Message-ID: <1605F0EC19A842A3895843B5CE52B2AA@xxx>
Content-Type: text/plain;	charset="iso-8859-1"

An International Space Station school contact has been planned with
participants at Taipei Municipal Ximen Elementary School, Taipei, Taiwan 
R.O.C on 21 Dec.. The event is scheduled to begin at approximately 08:49
UTC. The duration of the contact is approximately 9 minutes and 30 seconds.
The contact will be direct between OR4ISS and BN0SM. The contact should be
audible over Taiwan and adjacent areas. Interested parties are invited to
listen in on the 145.80 MHz downlink. The contact is expected to be
conducted in English.





In 1972, our school was established as branch of Nanmen Elementary School in
response to the development of the city; and became an independent school in
1973. Our school is located in the center of the city, with convenient
transportation, and is close to the City Hall and District Office. Our
school district is home to the Municipal Bureau of Cultural Affairs and many
other organizations, which make for surroundings rich in cultural resources.



Education Concept

  Students First: Use Flipped Education to restore students of autonomy in
learning and equip them with skills for the future.

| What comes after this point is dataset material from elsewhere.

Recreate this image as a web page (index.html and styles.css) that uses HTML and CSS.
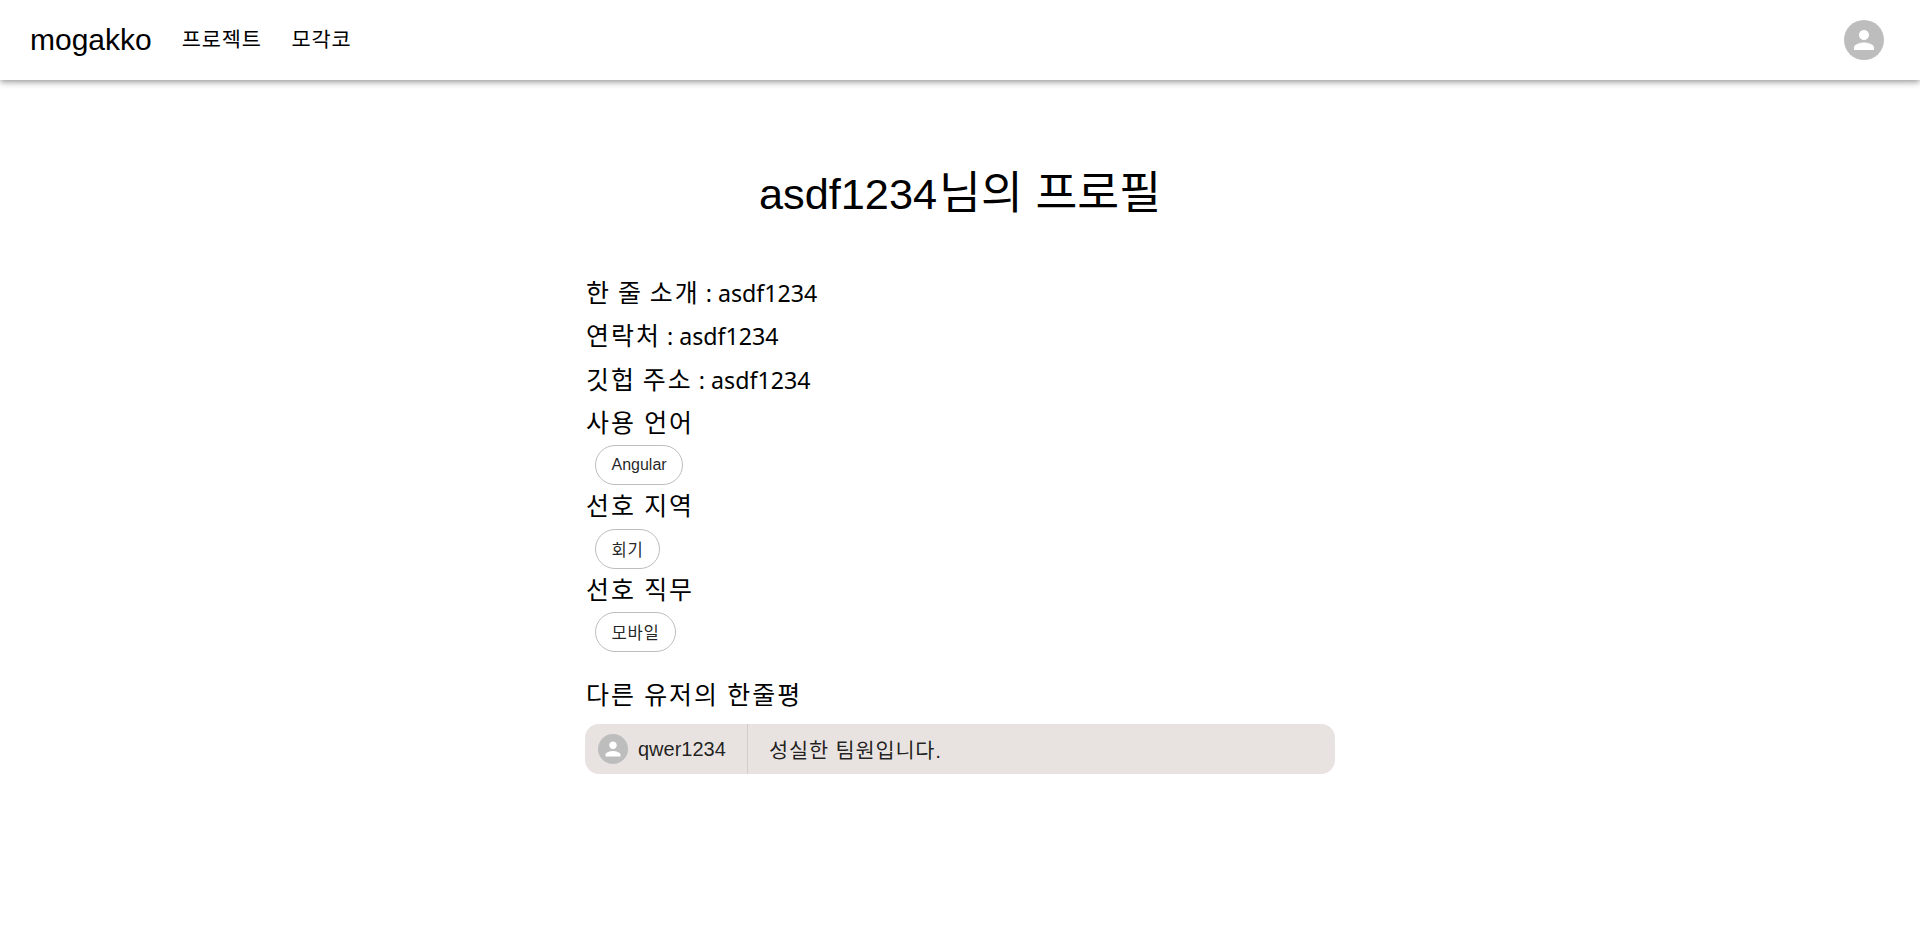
FILE: index.html
```html
<!DOCTYPE html>
<html lang="ko">
<head>
<meta charset="utf-8">
<title>mogakko</title>
<link rel="stylesheet" href="styles.css">
</head>
<body>
<header class="appbar">
  <div class="logo">mogakko</div>
  <nav class="nav"><a class="ko">프로젝트</a><a class="ko">모각코</a></nav>
  <div class="grow"></div>
  <svg class="avatar big" viewBox="0 0 32 32"><circle cx="16" cy="16" r="16" fill="#bdbdbd"/><path transform="translate(4 4)" fill="#fff" d="M12 12c2.210 0 4-1.790 4-4s-1.790-4-4-4-4 1.790-4 4 1.790 4 4 4zm0 2c-2.670 0-8 1.340-8 4v2h16v-2c0-2.660-5.330-4-8-4z"/></svg>
</header>
<main class="main">
  <h1 class="title">asdf1234<span class="title-ko">님의 프로필</span></h1>
  <section class="profile">
    <div class="line field"><span class="ko">한 줄 소개</span><span class="value"> : asdf1234</span></div>
    <div class="line field"><span class="ko">연락처</span><span class="value"> : asdf1234</span></div>
    <div class="line field"><span class="ko">깃헙 주소</span><span class="value"> : asdf1234</span></div>
    <div class="line"><span class="ko">사용 언어</span></div>
    <div class="chips"><span class="chip">Angular</span></div>
    <div class="line"><span class="ko">선호 지역</span></div>
    <div class="chips"><span class="chip"><span class="ko">회기</span></span></div>
    <div class="line"><span class="ko">선호 직무</span></div>
    <div class="chips"><span class="chip"><span class="ko">모바일</span></span></div>
    <div class="line review-title"><span class="ko">다른 유저의 한줄평</span></div>
    <div class="review">
      <div class="reviewer">
        <svg class="avatar small" viewBox="0 0 32 32"><circle cx="16" cy="16" r="16" fill="#bdbdbd"/><path transform="translate(4 4)" fill="#fff" d="M12 12c2.210 0 4-1.790 4-4s-1.790-4-4-4-4 1.790-4 4 1.790 4 4 4zm0 2c-2.670 0-8 1.340-8 4v2h16v-2c0-2.660-5.330-4-8-4z"/></svg>
        <span class="reviewer-name">qwer1234</span>
      </div>
      <div class="comment ko">성실한 팀원입니다.</div>
    </div>
  </section>
</main>
</body>
</html>
```
FILE: styles.css
```css
* { box-sizing: border-box; }
body { margin: 0; background: #fff; color: #000; font-family: "Liberation Sans", "Noto Sans CJK KR", sans-serif; }
.ko { font-size: 1.04em; letter-spacing: .04em; }
.appbar { display: flex; align-items: center; height: 80px; padding: 0 36px 0 30px; background: #fff; box-shadow: 0 2px 4px -1px rgba(0,0,0,.2), 0 4px 5px 0 rgba(0,0,0,.14), 0 1px 10px 0 rgba(0,0,0,.12); }
.logo { font-size: 30px; }
.nav { display: flex; gap: 30px; margin-left: 30px; margin-bottom: 5px; font-size: 20px; }
.nav .ko { font-size: 20.8px; }
.grow { flex: 1; }
.avatar { display: block; flex: none; }
.big { width: 40px; height: 40px; }
.main { width: 750px; margin: 0 auto; padding-top: 84px; }
.title { margin: 0 0 48px; font-size: 43.3px; font-weight: 400; text-align: center; line-height: 60px; }
.title-ko { font-size: 45.5px; margin-left: 2px; }
.profile { font-size: 24px; }
.value { font-family: "Noto Sans", "Liberation Sans", sans-serif; font-size: 23.2px; }
.line { line-height: 43.3px; padding-left: 1px; }
.line .ko { letter-spacing: 2px; word-spacing: -.7px; }
.field .ko { word-spacing: -2px; }
.chips { padding-left: 10px; height: 40.2px; }
.chip { display: inline-flex; align-items: center; height: 40px; padding: 0 15.5px; border: 1px solid #bdbdbd; border-radius: 20px; font-size: 16px; color: rgba(0,0,0,.87); }
.review-title { margin-top: 22px; }
.review { display: flex; align-items: stretch; height: 50px; margin-top: 6px; background: #e8e3e0; border-radius: 14px; font-size: 20px; color: rgba(0,0,0,.87); }
.reviewer { display: flex; align-items: center; gap: 10px; width: 163px; padding-left: 13px; border-right: 1px solid #d2cdca; }
.reviewer-name { padding-top: 2px; }
.small { width: 30px; height: 30px; }
.comment { display: flex; align-items: center; padding-left: 21px; }
```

Teachers First: Use a high-quality education system to give teachers space
to put all their talents and passion into play. Reform the education system
to upgrade teachers of teaching.

Parents First: Amid reforming policies, work with parents to improve
education for the children. Turn parents into partners of the teachers on
the journey of education.

Environments First: Construct action learning, international vision, and
independent studying to create a learning environment where students can
learn anywhere anytime.



Total Number of Pupils: 1445 (Grade 1~Grade 6)

Total Number of Classes: 59

Total Number of Teachers & Staffs: 115





Participants will ask as many of the following questions as time allows:



1. Are there aliens in outer space?

2. How much time on earth is one hour in space?

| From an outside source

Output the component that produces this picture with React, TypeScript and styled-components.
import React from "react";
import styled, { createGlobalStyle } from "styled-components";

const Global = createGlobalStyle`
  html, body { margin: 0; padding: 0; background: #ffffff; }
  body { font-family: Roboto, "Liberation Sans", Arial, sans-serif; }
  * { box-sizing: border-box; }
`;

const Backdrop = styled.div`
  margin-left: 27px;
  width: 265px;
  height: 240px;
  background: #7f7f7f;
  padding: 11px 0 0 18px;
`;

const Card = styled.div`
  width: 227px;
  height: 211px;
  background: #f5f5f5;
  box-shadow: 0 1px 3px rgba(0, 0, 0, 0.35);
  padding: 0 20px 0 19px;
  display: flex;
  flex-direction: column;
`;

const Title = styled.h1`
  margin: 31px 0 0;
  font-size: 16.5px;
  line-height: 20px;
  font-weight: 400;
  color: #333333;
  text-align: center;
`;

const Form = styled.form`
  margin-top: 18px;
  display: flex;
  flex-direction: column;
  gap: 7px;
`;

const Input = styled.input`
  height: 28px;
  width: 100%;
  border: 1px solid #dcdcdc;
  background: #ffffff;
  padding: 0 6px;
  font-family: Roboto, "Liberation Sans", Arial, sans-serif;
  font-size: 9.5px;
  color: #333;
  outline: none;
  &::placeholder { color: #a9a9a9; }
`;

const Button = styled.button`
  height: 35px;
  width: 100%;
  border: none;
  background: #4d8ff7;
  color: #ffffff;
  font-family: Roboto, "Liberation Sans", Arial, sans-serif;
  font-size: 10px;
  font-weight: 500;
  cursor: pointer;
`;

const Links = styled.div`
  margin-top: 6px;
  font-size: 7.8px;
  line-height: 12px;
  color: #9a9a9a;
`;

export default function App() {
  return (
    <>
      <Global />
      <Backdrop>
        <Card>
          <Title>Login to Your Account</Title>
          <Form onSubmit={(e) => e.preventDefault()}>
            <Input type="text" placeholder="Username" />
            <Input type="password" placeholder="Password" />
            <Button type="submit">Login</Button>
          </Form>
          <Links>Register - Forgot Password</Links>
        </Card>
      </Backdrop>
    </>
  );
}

3. If I want to be an astronaut, what do I need to do?

4. We know that the water in ISS is recycled from your urine, do you drink

   it? How does it taste like?

5. How do you train your body to stay healthy?

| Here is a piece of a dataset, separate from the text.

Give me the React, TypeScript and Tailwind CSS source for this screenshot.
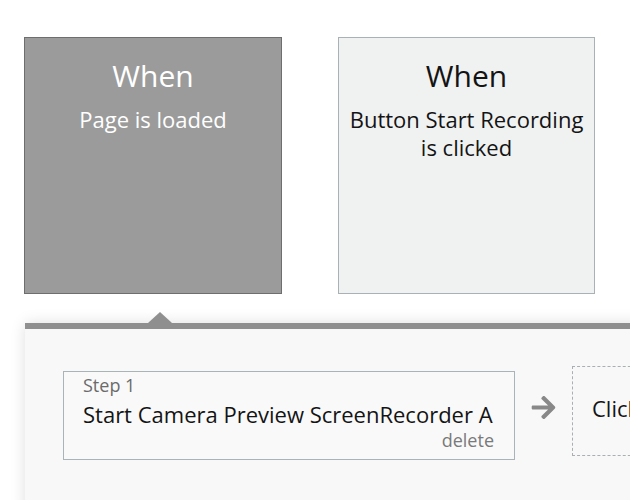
import { FaArrowRight } from 'react-icons/fa'

const font = { fontFamily: '"Open Sans", "Noto Sans", sans-serif' }

function TriggerCard({ title, subtitle, active }: { title: string; subtitle: string; active?: boolean }) {
  return (
    <div
      className={
        active
          ? 'shrink-0 w-[258px] h-[257px] border border-[#6e6e6e] bg-[#9b9b9b] text-white flex flex-col items-center pt-[18px] text-center'
          : 'shrink-0 w-[257px] h-[257px] border border-[#a8b2b4] bg-[#f0f2f2] text-[#141414] flex flex-col items-center pt-[18px] text-center'
      }
    >
      <div className="text-[30px] leading-[40px]">{title}</div>
      <div className="mt-[9px] text-[22px] leading-[28px] whitespace-pre-line">{subtitle}</div>
    </div>
  )
}

export default function App() {
  return (
    <div className="w-[630px] h-[500px] overflow-hidden bg-white" style={font}>
      <div className="flex gap-[56px] pt-[37px] pl-[24px]">
        <TriggerCard title="When" subtitle="Page is loaded" active />
        <TriggerCard title="When" subtitle={'Button Start Recording\nis clicked'} />
      </div>

      <div className="relative mt-[29px] ml-[25px] w-[700px] h-[200px] border-t-[6px] border-[#8f8f8f] bg-[#f8f8f8] shadow-[0_0_14px_rgba(0,0,0,0.13)]">
        <div className="absolute left-[123px] -top-[17px] w-0 h-0 border-l-[12px] border-r-[12px] border-b-[11px] border-l-transparent border-r-transparent border-b-[#8f8f8f]" />
        <div className="flex items-start pt-[42px] pl-[38px]">
          <div className="shrink-0 w-[452px] h-[89px] border border-[#a9b4b7] bg-[#f9f9f9] flex flex-col pl-[19px] pr-[20px] pt-[2px]">
            <div className="text-[18px] leading-[22px] text-[#6b6b6b]">Step 1</div>
            <div className="mt-[4px] text-[22px] leading-[28px] text-[#141414] whitespace-nowrap">
              Start Camera Preview ScreenRecorder A
            </div>
            <div className="mt-[1px] text-[18px] leading-[22px] text-[#7a7a7a] text-right">delete</div>
          </div>
          <div className="shrink-0 ml-[15px] mt-[23px] text-[#888888]">
            <FaArrowRight size={27} />
          </div>
          <div className="shrink-0 ml-[15px] -mt-[5px] w-[140px] h-[90px] border border-dashed border-[#a9b0b3] pl-[19px] pt-[27px]">
            <span className="block text-[22px] leading-[28px] text-[#141414]">Click</span>
          </div>
        </div>
      </div>
    </div>
  )
}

6. Which material is a space station made out of?

7. Do you get bored on the ISS?

8. How do you live and sleep in space?

9. What is the most difficult aspect of an astronaut?

10. What is the hardest thing you`ve experienced for the first time in ISS?

11. Does food taste the same in space?

12. Is it comfortable in a spacesuit?

13. What do you fear most in space?  Why?

14. What is your daily work when you are in ISS?

15. What do you like to do in space in your leisure time?



PLEASE CHECK THE FOLLOWING FOR MORE INFORMATION ON ARISS UPDATES:



      Visit ARISS on Facebook. We can be found at Amateur Radio on the

      International Space Station (ARISS).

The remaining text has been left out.